▸ **The exercise**: Set down each record below precisely, skipping the pictures.

● ● ●

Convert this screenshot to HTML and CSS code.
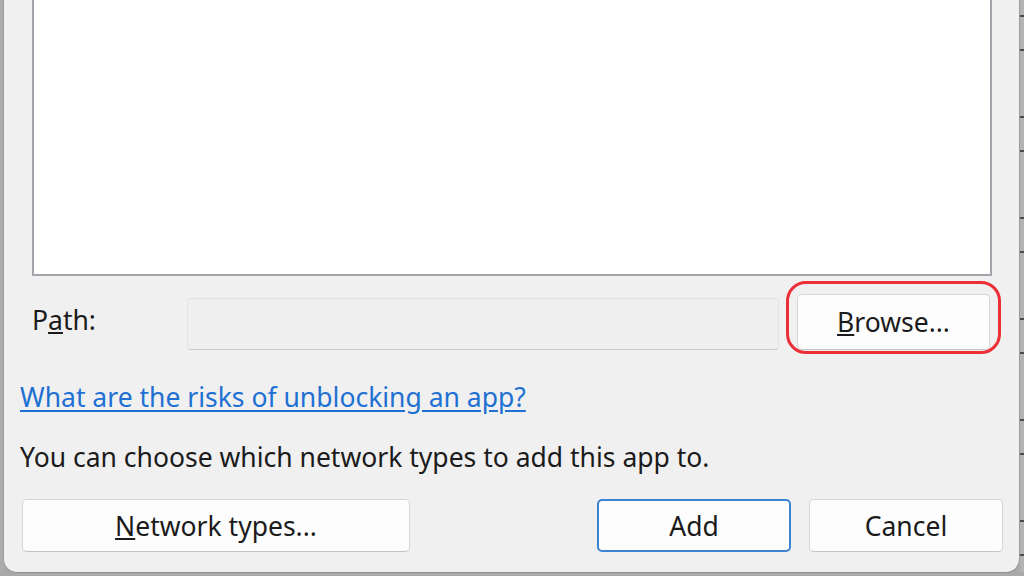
FILE: index.html
```html
<!DOCTYPE html>
<html lang="en">
<head>
    <meta charset="UTF-8">
    <meta name="viewport" content="width=device-width, initial-scale=1.0">
    <title>Add an app</title>
    <link rel="stylesheet" href="styles.css">
</head>
<body>
    <div class="screen">
        <div class="edge edge-left"></div>

        <div class="dialog">
            <div class="app-list"></div>

            <div class="path-row">
                <label class="path-label" for="pathInput">P<u>a</u>th:</label>
                <input class="path-input" id="pathInput" type="text" readonly>
                <div class="browse-wrap">
                    <button class="btn btn-browse"><u>B</u>rowse...</button>
                    <span class="highlight-ring"></span>
                </div>
            </div>

            <a class="risk-link" href="#">What are the risks of unblocking an app?</a>

            <p class="hint">You can choose which network types to add this app to.</p>

            <div class="button-row">
                <button class="btn btn-network"><u>N</u>etwork types...</button>
                <div class="button-group">
                    <button class="btn btn-primary">Add</button>
                    <button class="btn">Cancel</button>
                </div>
            </div>
        </div>

        <div class="edge edge-right"></div>
    </div>
</body>
</html>
```

FILE: styles.css
```css
* {
    margin: 0;
    padding: 0;
    box-sizing: border-box;
    font-family: 'Noto Sans', 'Open Sans', sans-serif;
}

body {
    width: 1024px;
    height: 576px;
    overflow: hidden;
    background: #a9a9a9;
}

.screen {
    display: flex;
    height: 576px;
    background: #a9a9a9;
}

/* window behind the dialog, only a sliver shows */
.edge {
    flex: none;
    height: 572px;
    background: #acacac;
}

.edge-left {
    width: 3px;
}

.edge-right {
    width: 4px;
    background:
        repeating-linear-gradient(180deg,
            transparent 0, transparent 15px,
            #4a4a4a 15px, #4a4a4a 17px,
            transparent 17px, transparent 49px,
            #4a4a4a 49px, #4a4a4a 51px,
            transparent 51px, transparent 101px),
        #b3b3b3;
}

.dialog {
    flex: none;
    width: 1017px;
    height: 573px;
    background: #f0f0f0;
    border-left: 1px solid #9c9c9c;
    border-right: 1px solid #9c9c9c;
    border-bottom: 1px solid #8f8f8f;
    border-radius: 0 0 14px 14px;
    display: flex;
    flex-direction: column;
    color: #1b1b1b;
}

.app-list {
    margin-left: 28px;
    width: 960px;
    height: 276px;
    background: #fff;
    border: 2px solid #a2a6aa;
    border-top: none;
}

.path-row {
    display: flex;
    align-items: flex-start;
    margin-top: 18px;
    margin-left: 28px;
    height: 56px;
}

.path-label {
    width: 155px;
    font-size: 26.5px;
    line-height: 52px;
}

.path-input {
    width: 592px;
    height: 52px;
    margin-top: 4px;
    background: #efefef;
    border: 1px solid #e2e2e2;
    border-bottom-color: #c9c9c9;
    border-radius: 4px;
    outline: none;
}

.browse-wrap {
    position: relative;
    margin-left: 18px;
}

.btn {
    height: 56px;
    background: #fdfdfd;
    border: 1px solid #d6d6d6;
    border-bottom-color: #c3c3c3;
    border-radius: 5px;
    font-size: 26.5px;
    color: #1b1b1b;
}

.btn-browse {
    width: 193px;
}

.highlight-ring {
    position: absolute;
    top: -13px;
    left: -11px;
    right: -11px;
    bottom: -4px;
    border: 3px solid #ec2f37;
    border-radius: 20px;
}

.risk-link {
    margin-top: 29px;
    margin-left: 16px;
    align-self: flex-start;
    font-size: 26.5px;
    line-height: 36px;
    color: #1f70d3;
    text-decoration: underline;
    text-underline-offset: 3px;
}

.hint {
    margin-top: 24px;
    margin-left: 16px;
    font-size: 26.5px;
    line-height: 36px;
}

.button-row {
    display: flex;
    justify-content: space-between;
    margin-top: 24px;
    margin-left: 18px;
    margin-right: 16px;
}

.button-row .btn {
    height: 53px;
}

.btn-network {
    width: 388px;
}

.button-group {
    display: flex;
    gap: 18px;
}

.button-group .btn {
    width: 194px;
}

.btn-primary {
    border: 2px solid #3a84d3;
}
```
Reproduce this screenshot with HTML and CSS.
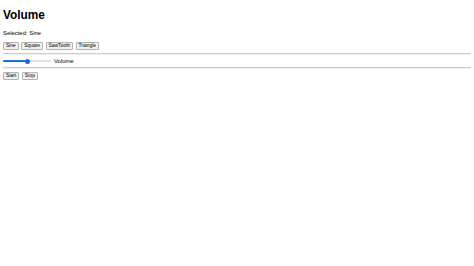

● ● ●

▸ **Solution to the problem**:
Convert this screenshot to HTML and CSS code.
FILE: index.html
```html
<!DOCTYPE html>
<html lang="en">
<head>
    <meta charset="UTF-8">
    <meta name="viewport" content="width=device-width, initial-scale=1.0">
    <title>Add an app</title>
    <link rel="stylesheet" href="styles.css">
</head>
<body>
    <div class="screen">
        <div class="edge edge-left"></div>

        <div class="dialog">
            <div class="app-list"></div>

            <div class="path-row">
                <label class="path-label" for="pathInput">P<u>a</u>th:</label>
                <input class="path-input" id="pathInput" type="text" readonly>
                <div class="browse-wrap">
                    <button class="btn btn-browse"><u>B</u>rowse...</button>
                    <span class="highlight-ring"></span>
                </div>
            </div>

            <a class="risk-link" href="#">What are the risks of unblocking an app?</a>

            <p class="hint">You can choose which network types to add this app to.</p>

            <div class="button-row">
                <button class="btn btn-network"><u>N</u>etwork types...</button>
                <div class="button-group">
                    <button class="btn btn-primary">Add</button>
                    <button class="btn">Cancel</button>
                </div>
            </div>
        </div>

        <div class="edge edge-right"></div>
    </div>
</body>
</html>
```

FILE: styles.css
```css
* {
    margin: 0;
    padding: 0;
    box-sizing: border-box;
    font-family: 'Noto Sans', 'Open Sans', sans-serif;
}

body {
    width: 1024px;
    height: 576px;
    overflow: hidden;
    background: #a9a9a9;
}

.screen {
    display: flex;
    height: 576px;
    background: #a9a9a9;
}

/* window behind the dialog, only a sliver shows */
.edge {
    flex: none;
    height: 572px;
    background: #acacac;
}

.edge-left {
    width: 3px;
}

.edge-right {
    width: 4px;
    background:
        repeating-linear-gradient(180deg,
            transparent 0, transparent 15px,
            #4a4a4a 15px, #4a4a4a 17px,
            transparent 17px, transparent 49px,
            #4a4a4a 49px, #4a4a4a 51px,
            transparent 51px, transparent 101px),
        #b3b3b3;
}

.dialog {
    flex: none;
    width: 1017px;
    height: 573px;
    background: #f0f0f0;
    border-left: 1px solid #9c9c9c;
    border-right: 1px solid #9c9c9c;
    border-bottom: 1px solid #8f8f8f;
    border-radius: 0 0 14px 14px;
    display: flex;
    flex-direction: column;
    color: #1b1b1b;
}

.app-list {
    margin-left: 28px;
    width: 960px;
    height: 276px;
    background: #fff;
    border: 2px solid #a2a6aa;
    border-top: none;
}

.path-row {
    display: flex;
    align-items: flex-start;
    margin-top: 18px;
    margin-left: 28px;
    height: 56px;
}

.path-label {
    width: 155px;
    font-size: 26.5px;
    line-height: 52px;
}

.path-input {
    width: 592px;
    height: 52px;
    margin-top: 4px;
    background: #efefef;
    border: 1px solid #e2e2e2;
    border-bottom-color: #c9c9c9;
    border-radius: 4px;
    outline: none;
}

.browse-wrap {
    position: relative;
    margin-left: 18px;
}

.btn {
    height: 56px;
    background: #fdfdfd;
    border: 1px solid #d6d6d6;
    border-bottom-color: #c3c3c3;
    border-radius: 5px;
    font-size: 26.5px;
    color: #1b1b1b;
}

.btn-browse {
    width: 193px;
}

.highlight-ring {
    position: absolute;
    top: -13px;
    left: -11px;
    right: -11px;
    bottom: -4px;
    border: 3px solid #ec2f37;
    border-radius: 20px;
}

.risk-link {
    margin-top: 29px;
    margin-left: 16px;
    align-self: flex-start;
    font-size: 26.5px;
    line-height: 36px;
    color: #1f70d3;
    text-decoration: underline;
    text-underline-offset: 3px;
}

.hint {
    margin-top: 24px;
    margin-left: 16px;
    font-size: 26.5px;
    line-height: 36px;
}

.button-row {
    display: flex;
    justify-content: space-between;
    margin-top: 24px;
    margin-left: 18px;
    margin-right: 16px;
}

.button-row .btn {
    height: 53px;
}

.btn-network {
    width: 388px;
}

.button-group {
    display: flex;
    gap: 18px;
}

.button-group .btn {
    width: 194px;
}

.btn-primary {
    border: 2px solid #3a84d3;
}
```
Reproduce this screenshot with HTML and CSS.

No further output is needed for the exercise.